Mattei - l’unico
petroliere senza petrolio
Spiega
un proverbio africano che quando la memoria va a raccogliere
i rami secchi, torna con il fascio di legna che preferisce.
Il cinema, poi, è questione di cosa è nell’inquadratura e
cosa è fuori. La fiction che racconta Mattei - l’unico
petroliere senza petrolio-, inquadra, per dirla con Paolo
Scaroni, AD dell’Eni, “i tre straordinari pilastri sui quali
Mattei seppe costruire un’impresa e
un’idea di impresa straordinariamente moderne e avanzate.
Mattei
avviò l’industria del gas in Italia con almeno un decennio
di anticipo rispetto all’Europa, costruì nuovi rapporti di
collaborazione con i paesi produttori, gettò le basi della
cultura d’impresa italiana. Queste innovazioni cambiarono la
storia economica dell’Italia e dotarono l’Eni di un
carattere proprio che lo differenzia ancora dalla gran parte
dei suoi concorrenti”.
Mattei (ed è questo il punto focale del suo lascito) aprì
la strada per la conquista delle tecnologie più importanti,
che sono quelle che scompaiono, intrecciandosi con la vita
di tutti i giorni, fino a diventare indistinguibili da essa.
Sono
come l’aria, ce ne accorgiamo solo quando vengono meno. Cosa
c’è “dietro” una lampadina che si accende, l’acqua calda
della doccia, la pompa che eroga carburante? Non ce lo
chiediamo mai, sin quando tutto funziona. Ma “dietro” ci
sono tecnologie importanti ed un sistema complesso che le
sostanzia.
In un film del 1971 (“In nome del Popolo Italiano” diretto
da Dino Risi) Vittorio Gassman piegava: “La corruzione è
l’unico modo per sveltire gli iter e quindi incentivare le
iniziative. La corruzione, possiamo dire paradossalmente, è
essa stessa progresso”. Mattei fu un grande uomo di
“progresso”. La sua bussola gli confermava, da un canto, che
“non si può regnare con innocenza”, dall’ altro gli
ripeteva che “in politica colui che vince, in qualunque modo
vinca, non prova mai vergogna”.
Giorgio Capitani, regista della fiction,non nasconde che
Mattei fu un “grande corruttore incorruttibile e un grande
donnaiolo legato alla moglie. Dei partiti, come aveva
dichiarato, si serviva come di un taxi: salendo, facendosi
portare dove voleva, pagando la corsa, mai lasciandosi
ricattare. Donne e politica erano fuori dalla sua azienda.
Sempre”.
Mentre sfumano i titoli di coda conclusivi, può allora
accadere di avvertire il brivido di un nuova chiave
interpretativa del dramma di Bescapè. La morte che prese
Enrico Mattei a quel modo, forse, altro non fu che
un’astuzia della Storia. Astuzia che già supponeva come un
giorno sarebbero arrivate persone colte di grande ignoranza,
paludate dell’ “in curiosità degli uomini per il dato di
fatto”, animate da indignazione morale,- che è invidia con
l’aureola, capace tuttavia di dare dignità all’ idiota.

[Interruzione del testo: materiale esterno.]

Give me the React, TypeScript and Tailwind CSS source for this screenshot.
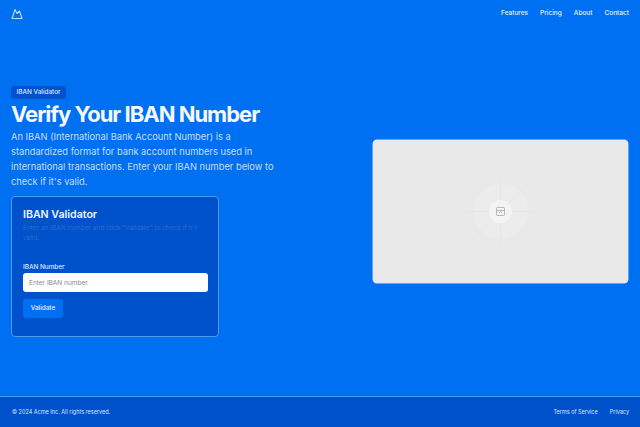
import { Mountain } from "lucide-react";

function Placeholder() {
  const cx = 127.5;
  const cy = 71.5;
  return (
    <div className="mb-[1px] h-[143px] w-[255px] rounded-[4px] bg-[#e9e9e9] shadow-[0_0_0_0.5px_#bfdbfe]">
      <svg width="255" height="143" viewBox="0 0 255 143" fill="none">
        <circle cx={cx} cy={cy} r="28" fill="#ececec" />
        <g stroke="#e5e5e5" strokeWidth="0.7">
          <path d={`M${cx} ${cy - 34}V${cy + 34}`} />
          <path d={`M${cx - 36} ${cy}H${cx + 36}`} />
          <path d={`M${cx - 28} ${cy + 28}L${cx + 28} ${cy - 28}`} />
        </g>
        <circle cx={cx} cy={cy} r="11.5" fill="#f4f4f4" />
        <g stroke="#a8a8a8" strokeWidth="0.8">
          <rect x={cx - 4} y={cy - 4} width="8" height="8" rx="0.8" />
          <path d={`M${cx - 4} ${cy - 1}H${cx + 4}M${cx - 1.5} ${cy + 1.5}L${cx} ${cy}L${cx + 1.5} ${cy + 1}`} />
        </g>
      </svg>
    </div>
  );
}

export default function App() {
  return (
    <div className="flex h-[427px] w-[640px] flex-col overflow-hidden bg-[#0070f3] font-['Inter',sans-serif] text-white">
      <header className="flex h-[27px] items-center justify-between pl-[11px] pr-[11px]">
        <Mountain className="h-3 w-3 text-[#bfdbfe]" strokeWidth={2.2} />
        <nav className="flex gap-3 text-[6.5px] font-medium text-[#e6f1ff]">
          <span>Features</span>
          <span>Pricing</span>
          <span>About</span>
          <span>Contact</span>
        </nav>
      </header>

      <main className="flex flex-1 items-center justify-between pl-[11px] pr-[12px]">
        <div className="flex w-[272px] flex-col items-start">
          <span className="rounded-[3px] bg-[#0052cc] px-[5.5px] py-[2px] text-[6.4px] leading-[9px] font-medium text-[#dbeafe]">
            IBAN Validator
          </span>
          <h1 className="mt-[3px] text-[22px] leading-[24px] font-bold tracking-[-1px] whitespace-nowrap text-[#f5f9ff]">
            Verify Your IBAN Number
          </h1>
          <p className="mt-[3px] w-[272px] text-[9.3px] leading-[15px] text-[#c5defc]">
            An IBAN (International Bank Account Number) is a standardized format for bank account numbers used in international transactions. Enter your IBAN number below to check if it's valid.
          </p>
          <div className="mt-[7px] flex h-[141px] w-[208px] flex-col rounded-[4px] border border-[#4d9bf5] bg-[#0052cc] px-[11px] pt-[11px]">
            <h2 className="text-[10.6px] leading-[14px] font-semibold text-[#f0f6ff]">IBAN Validator</h2>
            <p className="mt-[1px] text-[6.5px] leading-[10px] text-[#2b6bc9]">
              Enter an IBAN number and click "Validate" to check if it's valid.
            </p>
            <label className="mt-[20px] text-[6.4px] leading-[8px] font-medium text-[#dbeafe]">IBAN Number</label>
            <input
              className="mt-[2px] h-[19px] w-[185px] rounded-[3px] bg-white px-[6px] text-[6.5px] text-[#333] outline-none placeholder:text-[#8a8a8a]"
              placeholder="Enter IBAN number"
            />
            <button className="mt-[7px] h-[19px] w-[40px] rounded-[3px] bg-[#0070f3] text-[6.4px] font-medium text-[#e6f1ff]">
              Validate
            </button>
          </div>
        </div>
        <Placeholder />
      </main>

      <footer className="flex h-[31px] items-center justify-between border-t border-[#4d9bf5] bg-[#0052cc] pl-3 pr-[11px] text-[5.5px] text-[#d6e6fb]">
        <span>© 2024 Acme Inc. All rights reserved.</span>
        <div className="flex gap-3">
          <span>Terms of Service</span>
          <span>Privacy</span>
        </div>
      </footer>
    </div>
  );
}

Astuzia sapeva che le persone colte di grande ignoranza non
avrebbero esitato a contestare al “petroliere senza
petrolio” il ricorso al sistema dei taxi tra gli applausi di
una “società civile” pur intenta ad accendere e spegnere
lampadine, attenta alle mani pulite con acqua calda, pronta
a girare la chiave dell’ accensione e via con l’ automobile
verso il progresso.. Applausi facili, perché è pur sempre
affascinante ascoltare le voci degli estremisti, anche se
occorrerebbe accertarsi se siano del tutto innocenti e
sopratutto fondate. La palla di fuoco di Bescapè salvò
dunque Mattei rendendo possibile il ritratto agiografico,
certamente dovutogli, filmato per la Tv da Capitani.
Diverso fu il destino di un epigono di Mattei. Il 20 luglio
del 1993 l’ ex presidente dell’ Eni Gabriele Cagliari,
inquisito a San Vittore da Antonio Di Pietro, infilò (a
quattro mesi dall’ arresto), la testa in un sacchetto di
plastica avvelenandosi da solo. Per Cagliari nessuna fiction
, mentre prosegue l’anno zero della Ragione.